Cette dualité n'est pas une ambiguïté, mais une forme de « soft power » qui positionne le Maroc comme un médiateur potentiel, un facilitateur de dialogue, un acteur qui ne perd pas sa légitimité sur aucun front. Dans un monde où la plupart des pays sont devenus prisonniers d'alliances rigides, le Maroc montre qu'il est possible de naviguer dans des eaux troubles sans perdre son cap éthique ni son efficacité politique. 

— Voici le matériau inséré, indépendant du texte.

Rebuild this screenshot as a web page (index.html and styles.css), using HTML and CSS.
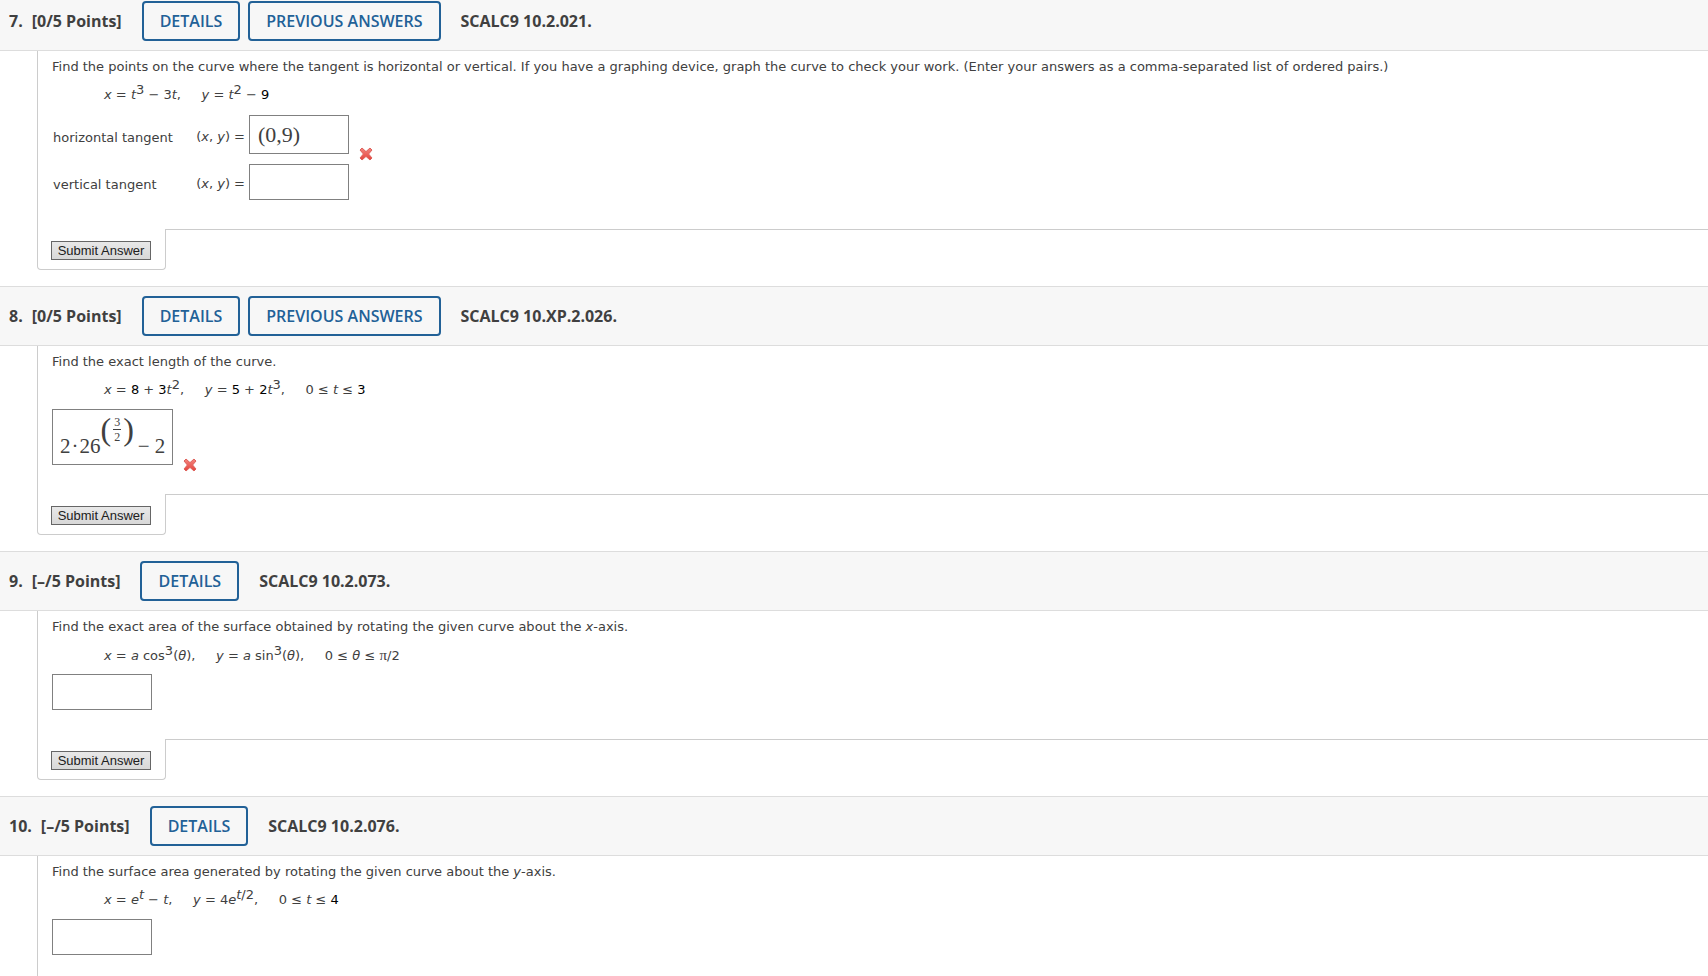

Une politique étrangère qui a une âme 

L'envoi d'aide humanitaire à Gaza par le Royaume du Maroc ne peut être analysé comme un événement isolé. Il s'inscrit dans un récit diplomatique plus large, où l'engagement envers la Palestine est constant, opérationnel et multiforme : humanitaire, politique, religieux et symbolique. Face à un ordre international qui s'effondre moralement, le Maroc offre une rare combinaison de dignité et de réalisme, de principes et de pragmatisme.

À une époque où la politique internationale semble dominée par le calcul froid et l'indifférence stratégique, le Maroc réintroduit l'élément de conscience éthique dans l'action extérieure. Et cela pourrait bien être, en fin de compte, son atout le plus profond sur la scène mondiale : faire de la politique sans perdre son âme.